Deep Dive: How the Court Reached Its Decision
Court's Finding of Joint Enterprise
The court concluded that the evidence sufficiently demonstrated the existence of a joint enterprise between the defendant and S.J. Morris Motor Express Inc. This conclusion was based on the parties' express written contract that outlined their agreement to engage in joint leasing operations under their respective I.C.C. permits. The trial court found that the agreement included provisions for leasing equipment from third parties and a pro rata division of profits from those leases. Since the evidence indicated that the defendant had previously authorized Morris to act on his behalf, the actions taken by Morris's agents, including signing the lease, were deemed binding on the defendant. The court recognized that the defendant had accepted the arrangement by allowing Morris to execute leases as his agent and by regularly receiving copies of those leases without objection. Thus, the court held that the defendant was part of a joint enterprise that authorized Morris's actions, including the signing of the lease in question.

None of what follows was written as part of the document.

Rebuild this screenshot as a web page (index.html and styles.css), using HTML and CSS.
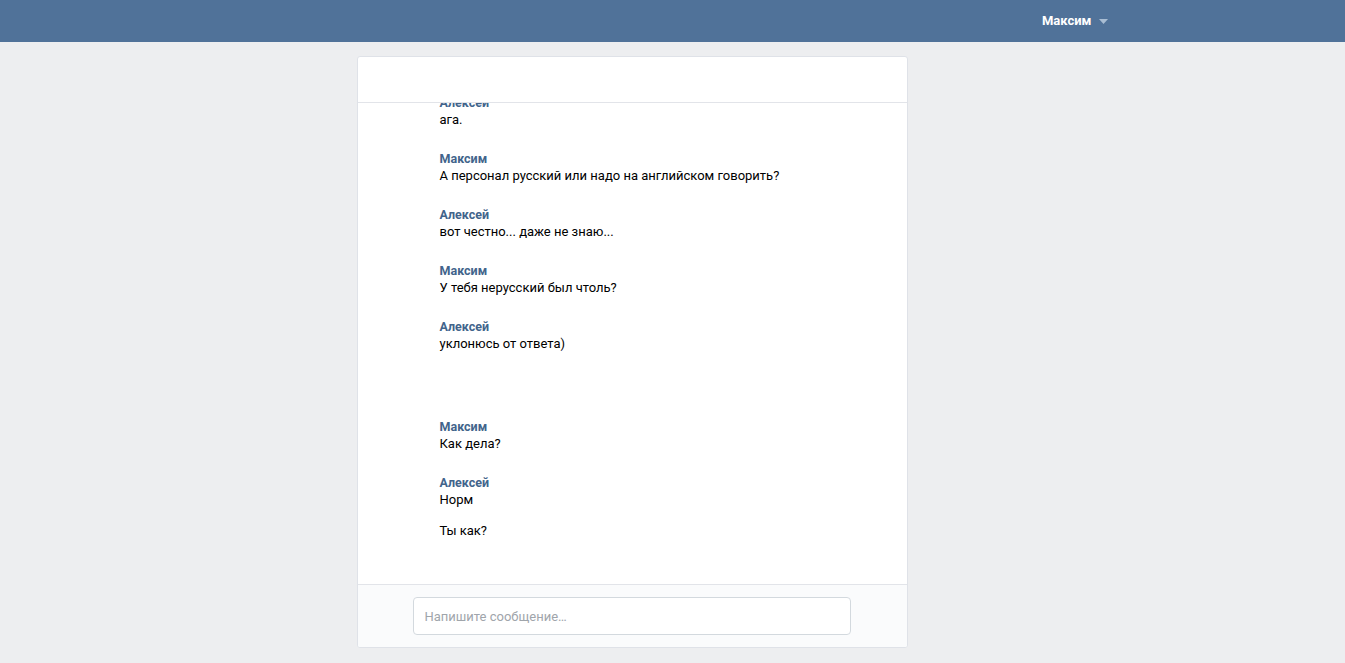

Legality of the Lease Agreement
The court addressed the defendant's argument that the lease was void and unenforceable due to allegations of circumventing I.C.C. regulations. It was emphasized that both parties involved in the lease were licensed carriers under I.C.C. permits, meaning the lease did not represent an unlawful purpose. The court clarified that the plaintiff's regular practice of leasing trucks to licensed carriers was legitimate and did not constitute an attempt to engage in prohibited interstate commerce. The distinction was drawn between this case and others cited by the defendant, which involved lessors attempting to conduct transportation activities without proper permits. In this instance, the plaintiff had no interest in the transportation of cargo beyond what was necessary to facilitate the joint operation with Morris and Bowman. Therefore, the court determined that the lease agreement was valid and enforceable, and did not violate public policy or I.C.C. regulations.
Implications of the Employer-Employee Relationship
The court analyzed the implications of the lease agreement's provision that the drivers provided by the plaintiff would be considered employees of the defendant for the duration of the lease. This provision was significant because it established an employer-employee relationship between the defendant and the driver, regardless of the actual control exercised over the driver. The court held that this relationship meant the defendant would be liable for any negligence that occurred during the trip, including the incident that led to the destruction of the leased trailer. Since the defendant accepted the driver as his employee, he could not escape liability simply because he did not directly supervise the driver's actions. This principle underscored the binding nature of the contract and reinforced the defendant's responsibility for the actions of the driver during the lease term.
Denial of New Trial Motion
The court upheld the trial court's decision to deny the defendant's motion for a new trial. It reasoned that the findings of fact made by the trial judge were supported by the evidence presented during the trial. The judge had the authority to determine the credibility of witnesses and the weight of the evidence, leading to the conclusion that the lease was valid and enforceable. Additionally, the court found no merit in the defendant's claims that the lease was a subterfuge for illegal activity, as the plaintiff had acted in good faith and within the bounds of the law. The court affirmed that the trial court did not err in its judgment, which was based on a thorough and fair evaluation of the evidence. Consequently, the judgment in favor of the plaintiff was maintained, reinforcing the validity of the contractual agreement and the responsibilities arising from it.